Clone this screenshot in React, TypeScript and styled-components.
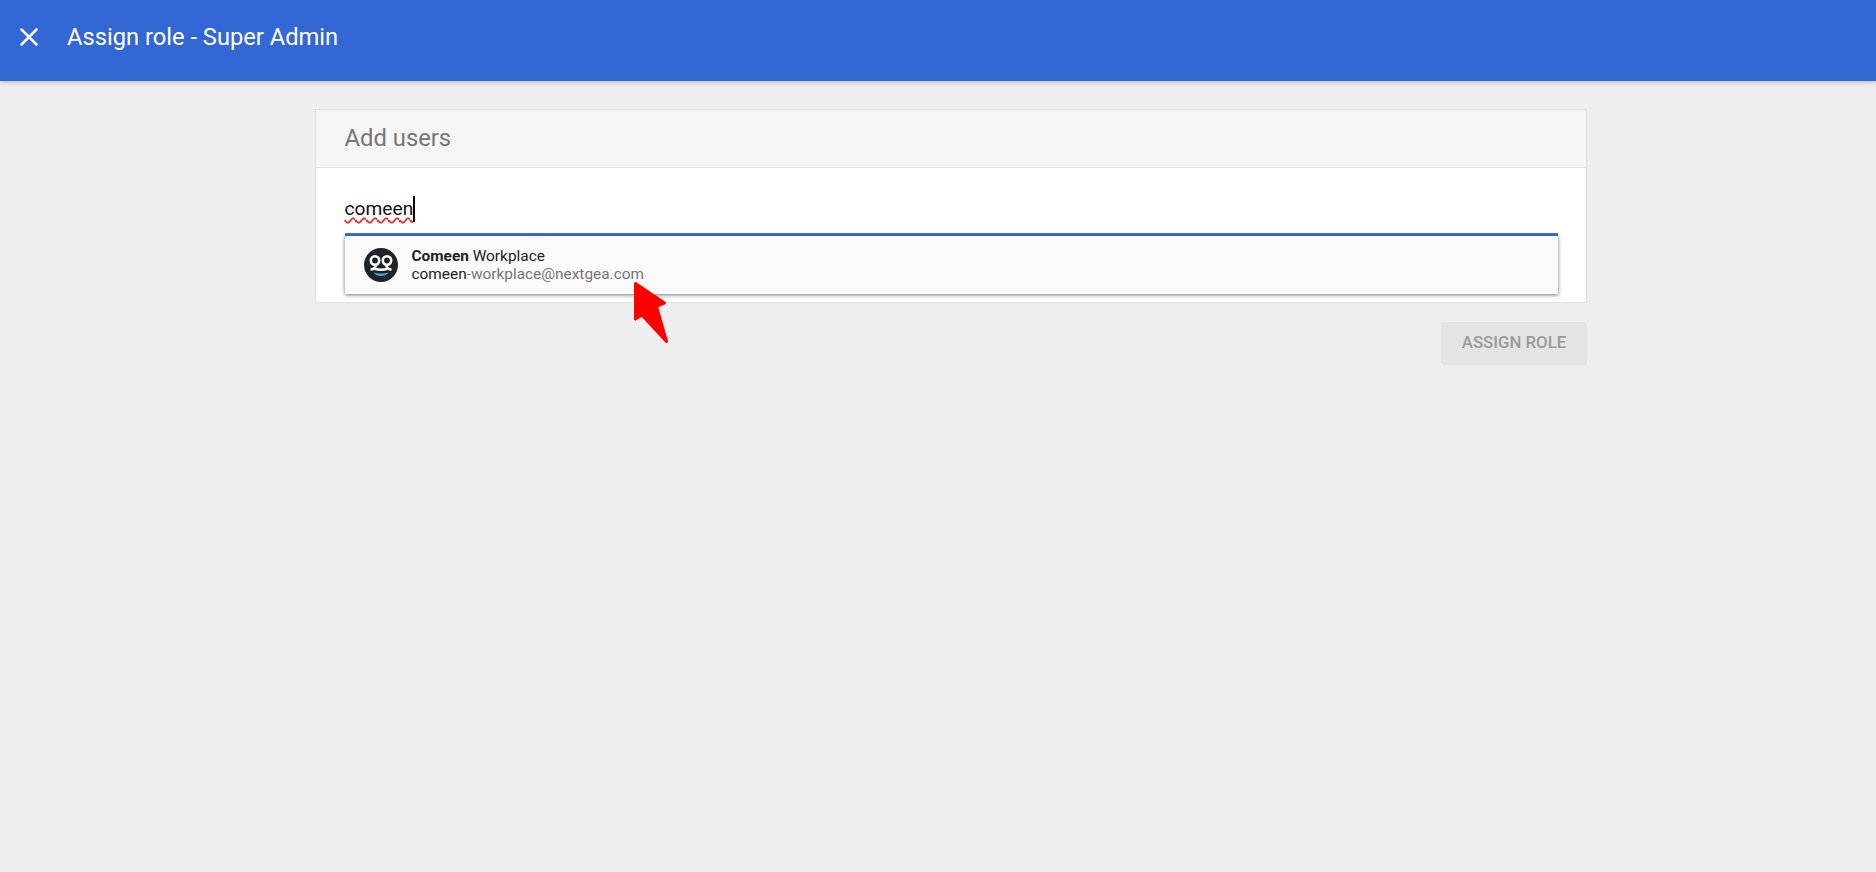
————
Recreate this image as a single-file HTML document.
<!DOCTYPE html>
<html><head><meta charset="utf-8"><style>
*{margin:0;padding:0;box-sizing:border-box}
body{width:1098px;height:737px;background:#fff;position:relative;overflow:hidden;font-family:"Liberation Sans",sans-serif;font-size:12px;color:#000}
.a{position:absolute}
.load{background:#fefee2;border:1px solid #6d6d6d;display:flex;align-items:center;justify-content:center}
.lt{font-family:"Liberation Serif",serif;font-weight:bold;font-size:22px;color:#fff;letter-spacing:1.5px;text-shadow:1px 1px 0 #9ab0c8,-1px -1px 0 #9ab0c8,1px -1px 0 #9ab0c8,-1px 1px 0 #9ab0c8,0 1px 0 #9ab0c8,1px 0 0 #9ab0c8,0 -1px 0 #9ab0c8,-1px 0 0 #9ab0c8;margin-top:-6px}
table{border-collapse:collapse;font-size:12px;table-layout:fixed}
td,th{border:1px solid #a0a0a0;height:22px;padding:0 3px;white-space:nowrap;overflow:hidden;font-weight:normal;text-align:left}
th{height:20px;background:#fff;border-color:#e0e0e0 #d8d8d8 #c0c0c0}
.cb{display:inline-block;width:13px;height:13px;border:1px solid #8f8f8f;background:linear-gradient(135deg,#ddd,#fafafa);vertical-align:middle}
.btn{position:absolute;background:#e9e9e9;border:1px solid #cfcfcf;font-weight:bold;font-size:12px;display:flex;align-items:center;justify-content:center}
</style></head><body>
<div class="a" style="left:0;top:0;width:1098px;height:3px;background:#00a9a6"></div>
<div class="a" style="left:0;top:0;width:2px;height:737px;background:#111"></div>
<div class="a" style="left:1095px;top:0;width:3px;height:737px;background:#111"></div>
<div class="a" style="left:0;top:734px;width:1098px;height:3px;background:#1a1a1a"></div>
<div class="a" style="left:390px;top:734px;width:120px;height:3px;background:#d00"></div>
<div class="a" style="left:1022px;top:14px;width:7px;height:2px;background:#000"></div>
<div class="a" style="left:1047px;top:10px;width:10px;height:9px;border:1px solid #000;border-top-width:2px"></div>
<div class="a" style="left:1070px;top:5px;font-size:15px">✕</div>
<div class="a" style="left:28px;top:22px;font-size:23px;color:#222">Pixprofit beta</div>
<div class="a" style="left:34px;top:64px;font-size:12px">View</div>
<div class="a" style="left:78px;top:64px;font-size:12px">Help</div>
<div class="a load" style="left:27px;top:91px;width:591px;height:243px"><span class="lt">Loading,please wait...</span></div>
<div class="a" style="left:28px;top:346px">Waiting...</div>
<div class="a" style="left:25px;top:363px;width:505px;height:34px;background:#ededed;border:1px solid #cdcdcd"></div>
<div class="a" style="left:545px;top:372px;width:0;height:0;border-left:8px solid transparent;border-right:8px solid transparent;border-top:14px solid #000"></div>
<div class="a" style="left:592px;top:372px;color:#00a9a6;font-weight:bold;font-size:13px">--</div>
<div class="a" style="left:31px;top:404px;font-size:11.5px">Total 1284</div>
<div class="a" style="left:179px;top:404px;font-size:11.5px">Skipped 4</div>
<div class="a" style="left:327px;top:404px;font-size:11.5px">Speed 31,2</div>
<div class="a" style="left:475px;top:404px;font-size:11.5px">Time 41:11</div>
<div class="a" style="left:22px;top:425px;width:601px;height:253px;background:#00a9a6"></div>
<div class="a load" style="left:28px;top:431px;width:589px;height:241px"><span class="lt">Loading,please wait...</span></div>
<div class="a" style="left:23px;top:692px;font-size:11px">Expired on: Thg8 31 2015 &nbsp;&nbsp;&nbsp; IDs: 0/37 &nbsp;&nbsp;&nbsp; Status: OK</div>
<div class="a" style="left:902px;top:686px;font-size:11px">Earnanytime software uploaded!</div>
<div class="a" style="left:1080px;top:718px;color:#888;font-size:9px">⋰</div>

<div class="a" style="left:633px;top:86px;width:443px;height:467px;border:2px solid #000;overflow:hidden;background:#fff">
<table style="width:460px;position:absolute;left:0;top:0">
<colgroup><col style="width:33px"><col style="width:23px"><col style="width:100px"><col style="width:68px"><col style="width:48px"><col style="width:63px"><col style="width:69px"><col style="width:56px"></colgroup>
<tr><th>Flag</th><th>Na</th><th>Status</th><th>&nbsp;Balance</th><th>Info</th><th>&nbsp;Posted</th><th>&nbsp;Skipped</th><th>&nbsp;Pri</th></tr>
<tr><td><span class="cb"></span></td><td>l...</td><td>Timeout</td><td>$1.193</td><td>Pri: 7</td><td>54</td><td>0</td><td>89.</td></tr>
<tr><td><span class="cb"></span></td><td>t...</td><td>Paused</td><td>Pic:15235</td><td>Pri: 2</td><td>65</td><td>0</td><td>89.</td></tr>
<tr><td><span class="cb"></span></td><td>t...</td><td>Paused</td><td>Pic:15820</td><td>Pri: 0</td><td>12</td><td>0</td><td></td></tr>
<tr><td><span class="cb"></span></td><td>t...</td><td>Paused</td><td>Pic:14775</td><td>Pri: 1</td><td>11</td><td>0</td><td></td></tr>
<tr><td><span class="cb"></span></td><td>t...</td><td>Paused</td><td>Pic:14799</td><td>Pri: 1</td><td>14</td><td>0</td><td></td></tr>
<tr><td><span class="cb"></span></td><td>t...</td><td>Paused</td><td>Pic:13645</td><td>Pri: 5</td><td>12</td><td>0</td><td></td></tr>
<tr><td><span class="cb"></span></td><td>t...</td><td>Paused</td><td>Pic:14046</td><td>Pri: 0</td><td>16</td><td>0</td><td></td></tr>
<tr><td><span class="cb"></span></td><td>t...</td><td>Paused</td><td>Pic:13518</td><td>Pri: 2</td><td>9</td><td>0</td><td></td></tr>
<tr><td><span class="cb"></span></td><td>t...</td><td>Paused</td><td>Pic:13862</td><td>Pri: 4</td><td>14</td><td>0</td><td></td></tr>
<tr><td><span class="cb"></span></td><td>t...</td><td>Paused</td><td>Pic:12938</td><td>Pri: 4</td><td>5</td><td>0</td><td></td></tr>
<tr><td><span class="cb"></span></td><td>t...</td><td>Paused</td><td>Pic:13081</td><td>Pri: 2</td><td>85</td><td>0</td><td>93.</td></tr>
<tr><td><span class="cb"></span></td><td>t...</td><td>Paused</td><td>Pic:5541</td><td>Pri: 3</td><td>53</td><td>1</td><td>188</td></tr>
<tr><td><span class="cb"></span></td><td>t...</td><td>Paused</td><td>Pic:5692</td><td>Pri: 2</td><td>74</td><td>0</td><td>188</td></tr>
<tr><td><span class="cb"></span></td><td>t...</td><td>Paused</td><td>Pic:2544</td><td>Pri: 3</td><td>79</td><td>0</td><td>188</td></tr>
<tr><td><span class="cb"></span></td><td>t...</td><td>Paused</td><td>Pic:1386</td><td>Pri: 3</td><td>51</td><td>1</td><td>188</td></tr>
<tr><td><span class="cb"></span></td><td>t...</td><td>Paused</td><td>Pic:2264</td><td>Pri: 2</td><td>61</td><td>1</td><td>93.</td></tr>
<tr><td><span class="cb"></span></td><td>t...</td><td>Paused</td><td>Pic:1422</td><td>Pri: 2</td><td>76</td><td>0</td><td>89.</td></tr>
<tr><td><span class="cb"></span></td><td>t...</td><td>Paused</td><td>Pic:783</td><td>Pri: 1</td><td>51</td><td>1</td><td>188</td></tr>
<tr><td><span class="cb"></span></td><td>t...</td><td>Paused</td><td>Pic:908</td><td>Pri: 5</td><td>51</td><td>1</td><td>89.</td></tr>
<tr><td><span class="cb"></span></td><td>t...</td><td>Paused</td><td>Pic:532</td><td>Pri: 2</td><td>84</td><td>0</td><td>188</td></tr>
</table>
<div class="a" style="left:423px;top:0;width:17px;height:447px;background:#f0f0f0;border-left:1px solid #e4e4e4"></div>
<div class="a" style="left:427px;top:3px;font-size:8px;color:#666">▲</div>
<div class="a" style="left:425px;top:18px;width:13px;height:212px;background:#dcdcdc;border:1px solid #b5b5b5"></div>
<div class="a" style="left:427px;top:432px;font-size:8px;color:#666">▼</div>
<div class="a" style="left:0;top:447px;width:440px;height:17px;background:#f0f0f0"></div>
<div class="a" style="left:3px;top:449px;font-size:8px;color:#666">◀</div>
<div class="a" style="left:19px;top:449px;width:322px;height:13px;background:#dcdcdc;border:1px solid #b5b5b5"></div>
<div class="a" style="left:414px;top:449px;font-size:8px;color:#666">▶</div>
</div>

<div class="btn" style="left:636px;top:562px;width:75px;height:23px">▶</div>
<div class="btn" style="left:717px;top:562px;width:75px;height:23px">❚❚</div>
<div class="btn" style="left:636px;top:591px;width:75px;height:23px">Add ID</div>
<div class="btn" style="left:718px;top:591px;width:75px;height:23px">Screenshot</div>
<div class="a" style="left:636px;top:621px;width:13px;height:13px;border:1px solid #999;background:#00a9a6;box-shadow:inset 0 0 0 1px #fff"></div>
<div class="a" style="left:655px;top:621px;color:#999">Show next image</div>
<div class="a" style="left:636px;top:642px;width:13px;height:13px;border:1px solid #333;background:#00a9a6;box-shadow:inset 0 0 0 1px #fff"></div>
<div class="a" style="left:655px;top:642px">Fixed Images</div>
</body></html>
————
▶ [Given request]: Look through the entries above. Extract each line with the word "this".

▶ [Task response]:
Clone this screenshot in React, TypeScript and styled-components.
Recreate this image as a single-file HTML document.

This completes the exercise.